STR: Latest weekly data shows 'modest' gains continue

According to STR, absolute occupancy in New York City was 43.6 percent during the week of May 10-16, 2020, basically flat from the previous week (43.7 percent). Photo credit: Pixabay (New York)

The week ending May 16 showed small gains in U.S. hotel performance compared with previous weeks, according to data from STR, which noted that year-over-year declines remain significant although not as severe as the levels recorded in April.

May 10-16, 2020 (percentage change from comparable week in 2019):

  • Occupancy: 32.4 percent (-54.1 percent)
  • Average daily rate: US$77.55 (-42.4 percent)
  • Revenue per available room: US$25.12 (-73.6 percent)

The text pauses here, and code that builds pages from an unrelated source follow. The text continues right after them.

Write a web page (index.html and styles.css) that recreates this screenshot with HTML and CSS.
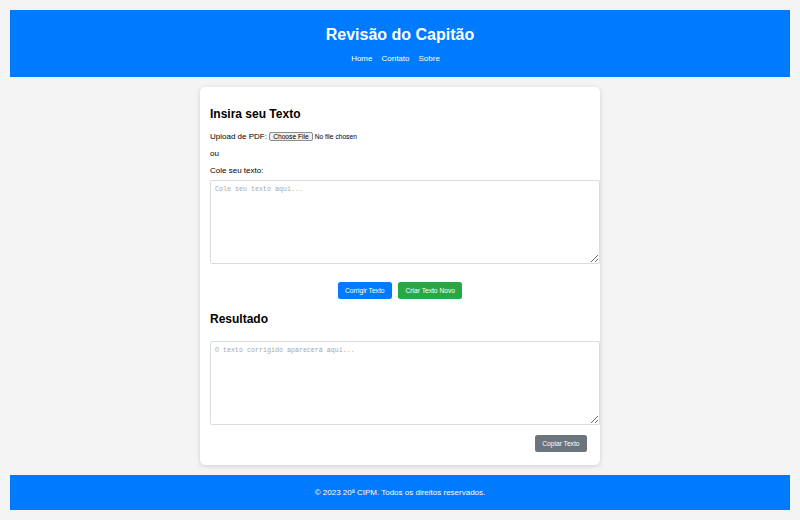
FILE: index.html
```html
<!DOCTYPE html>
<html lang="pt-BR">
<head>
<meta charset="UTF-8">
<title>Revisão do Capitão</title>
<link rel="stylesheet" href="styles.css">
</head>
<body>
<header class="site-header">
  <h1 class="site-title">Revisão do Capitão</h1>
  <nav class="site-nav">
    <a href="#">Home</a>
    <a href="#">Contato</a>
    <a href="#">Sobre</a>
  </nav>
</header>
<main class="card">
  <h2 class="section-title">Insira seu Texto</h2>
  <p class="line">Upload de PDF: <input type="file" class="file-input" accept=".pdf"></p>
  <p class="line">ou</p>
  <label class="field-label" for="entrada">Cole seu texto:</label>
  <textarea id="entrada" class="text-box" placeholder="Cole seu texto aqui..."></textarea>
  <div class="actions">
    <button class="btn btn-blue">Corrigir Texto</button>
    <button class="btn btn-green">Criar Texto Novo</button>
  </div>
  <h2 class="section-title result-title">Resultado</h2>
  <textarea class="text-box" placeholder="O texto corrigido aparecerá aqui..." readonly></textarea>
  <div class="copy-row">
    <button class="btn btn-gray">Copiar Texto</button>
  </div>
</main>
<footer class="site-footer">© 2023 20ª CIPM. Todos os direitos reservados.</footer>
</body>
</html>
```
FILE: styles.css
```css
html, body {
  margin: 0;
}
body {
  padding: 10px;
  background: #f4f4f4;
  font-family: "Liberation Sans", Arial, sans-serif;
  font-size: 8px;
  color: #000;
}
.site-header {
  background: #007bff;
  color: #fff;
  text-align: center;
  padding: 16px 0 14px;
}
.site-title {
  margin: 0 0 10px;
  font-size: 16px;
  font-weight: bold;
}
.site-nav {
  display: flex;
  justify-content: center;
}
.site-nav a {
  color: #fff;
  text-decoration: none;
  margin-right: 9px;
}
.card {
  display: block;
  width: 380px;
  margin: 10px auto;
  padding: 10px;
  background: #fff;
  border-radius: 5px;
  box-shadow: 0 1px 5px rgba(0, 0, 0, 0.15);
}
.section-title {
  font-size: 12px;
  font-weight: bold;
  margin: 10px 0 11px;
}
.line {
  margin: 8px 0;
}
.file-input {
  font-family: "Liberation Sans", Arial, sans-serif;
  font-size: 6.67px;
}
.file-input::file-selector-button {
  font: inherit;
  color: #000;
  background: #efefef;
  border: 1px solid #8d8d8d;
  border-radius: 2px;
  padding: 0 3px;
  margin-right: 2px;
}
.field-label {
  display: block;
  margin-bottom: 5px;
}
.text-box {
  display: block;
  width: 100%;
  height: 74px;
  margin: 0;
  padding: 4px;
  border: 1px solid #dcdcdc;
  border-radius: 2px;
  font-family: "Liberation Mono", "Courier New", monospace;
  font-size: 6.67px;
  resize: vertical;
}
.text-box::placeholder {
  color: #a9a9a9;
}
.actions {
  display: flex;
  justify-content: center;
  gap: 6px;
  margin: 18px 0 13px;
}
.btn {
  font-family: "Liberation Sans", Arial, sans-serif;
  font-size: 6.67px;
  line-height: 8px;
  color: #fff;
  border: none;
  border-radius: 2.5px;
  padding: 4.5px 7.5px;
  cursor: pointer;
}
.btn-blue { background: #007bff; }
.btn-green { background: #28a745; }
.btn-gray { background: #6c757d; }
.result-title {
  margin-bottom: 15px;
}
.copy-row {
  display: flex;
  justify-content: flex-end;
  padding: 10px 3px 3px 0;
}
.site-footer {
  background: #007bff;
  color: #fff;
  text-align: center;
  padding: 13px 0;
}
```
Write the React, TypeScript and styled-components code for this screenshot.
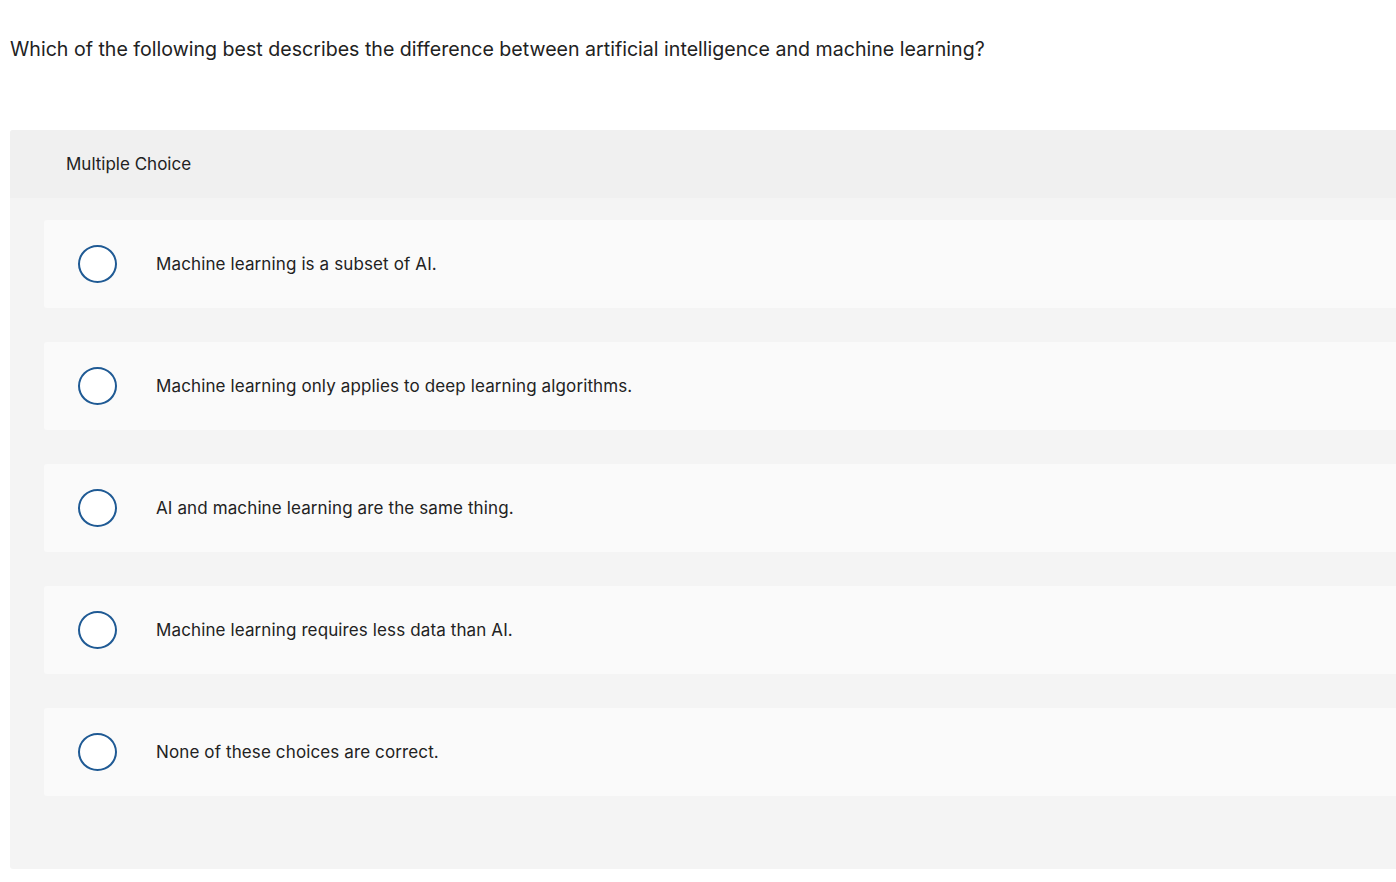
import React from "react";
import styled, { createGlobalStyle } from "styled-components";

const Global = createGlobalStyle`
  html, body { margin: 0; padding: 0; background: #ffffff; }
  body { overflow: hidden; font-family: Inter, "Noto Sans", Arial, sans-serif; color: #222; }
`;

const Page = styled.div`
  padding: 0 0 0 10px;
  width: 1430px;
`;

const Question = styled.p`
  margin: 0;
  padding-top: 37px;
  height: 130px;
  box-sizing: border-box;
  font-size: 19.6px;
  line-height: 24px;
  color: #222;
`;

const Card = styled.section`
  background: #f4f4f4;
  border-radius: 3px;
  overflow: hidden;
  padding-bottom: 73px;
`;

const Header = styled.div`
  height: 68px;
  background: #f0f0f0;
  display: flex;
  align-items: center;
  padding-left: 56px;
  font-size: 17px;
  color: #222;
`;

const List = styled.div`
  display: flex;
  flex-direction: column;
  gap: 34px;
  padding: 22px 0 0 34px;
`;

const Row = styled.label`
  height: 88px;
  background: #fafafa;
  border-radius: 3px 0 0 3px;
  display: flex;
  align-items: center;
  padding-left: 34px;
  font-size: 17px;
  letter-spacing: 0.12px;
  color: #222;
`;

const Radio = styled.span`
  width: 35px;
  height: 34px;
  border: 2px solid #1f5a94;
  border-radius: 50%;
  background: #fff;
  flex: none;
  margin-right: 39px;
`;

const options = [
  "Machine learning is a subset of AI.",
  "Machine learning only applies to deep learning algorithms.",
  "AI and machine learning are the same thing.",
  "Machine learning requires less data than AI.",
  "None of these choices are correct.",
];

export default function App() {
  return (
    <>
      <Global />
      <Page>
        <Question>
          Which of the following best describes the difference between artificial intelligence and machine learning?
        </Question>
        <Card>
          <Header>Multiple Choice</Header>
          <List>
            {options.map((o) => (
              <Row key={o}>
                <Radio />
                {o}
              </Row>
            ))}
          </List>
        </Card>
      </Page>
    </>
  );
}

Previous weekly U.S. weekly occupancy levels:

  • May 3-9, 2020: 30.1 percent
  • April 26-May 2, 2020: 28.6 percent
  • April 19-25, 2020: 26 percent
  • April 12-18, 2020: 23.4 percent
  • April 5-11, 2020: 21 percent

“The trend of ‘less bad’ data continued with occupancy and ADR on a slow climb driven by a fifth consecutive week-to-week increase in demand,” said Jan Freitag, STR’s senior VP of lodging insights. “Last week’s data showed demand of more than 10 million roomnights sold for the first time since the end of March, and this past week, the industry inched close to 11 million. All 50 states have at least partially reopened, so slow weekly demand growth should continue with more leisure activity around the country. Weekend occupancies continue to increase at a healthy clip, especially in drive-to destinations with beach access like Florida, or national park access, such as Gatlinburg, Tenn. The industry will remain largely dependent on the leisure segment as uncertainty remains over when hotels will be ready to accommodate large events and group business.”

Aggregate data for the top 25 markets, according to STR, showed larger year-over-year declines than the national averages: occupancy (-61.2 percent to 30.1 percent), ADR (-50.9 percent to US$82.46) and RevPAR (-81 percent to US$24.82).

Among those top 25 markets, Oahu Island, Hawaii, experienced the largest year-over-year drop in occupancy (-86.0 percent to 11.7 percent), which resulted in the steepest decrease in RevPAR (-91.2 percent to US$15.99).

Boston posted the largest decline in ADR (-64.6 percent to US$87.49).

Absolute occupancy in New York City was 43.6 percent, basically flat from the previous week (43.7 percent).

In Seattle, occupancy was 27.6 percent, up from 24.8 percent the previous week.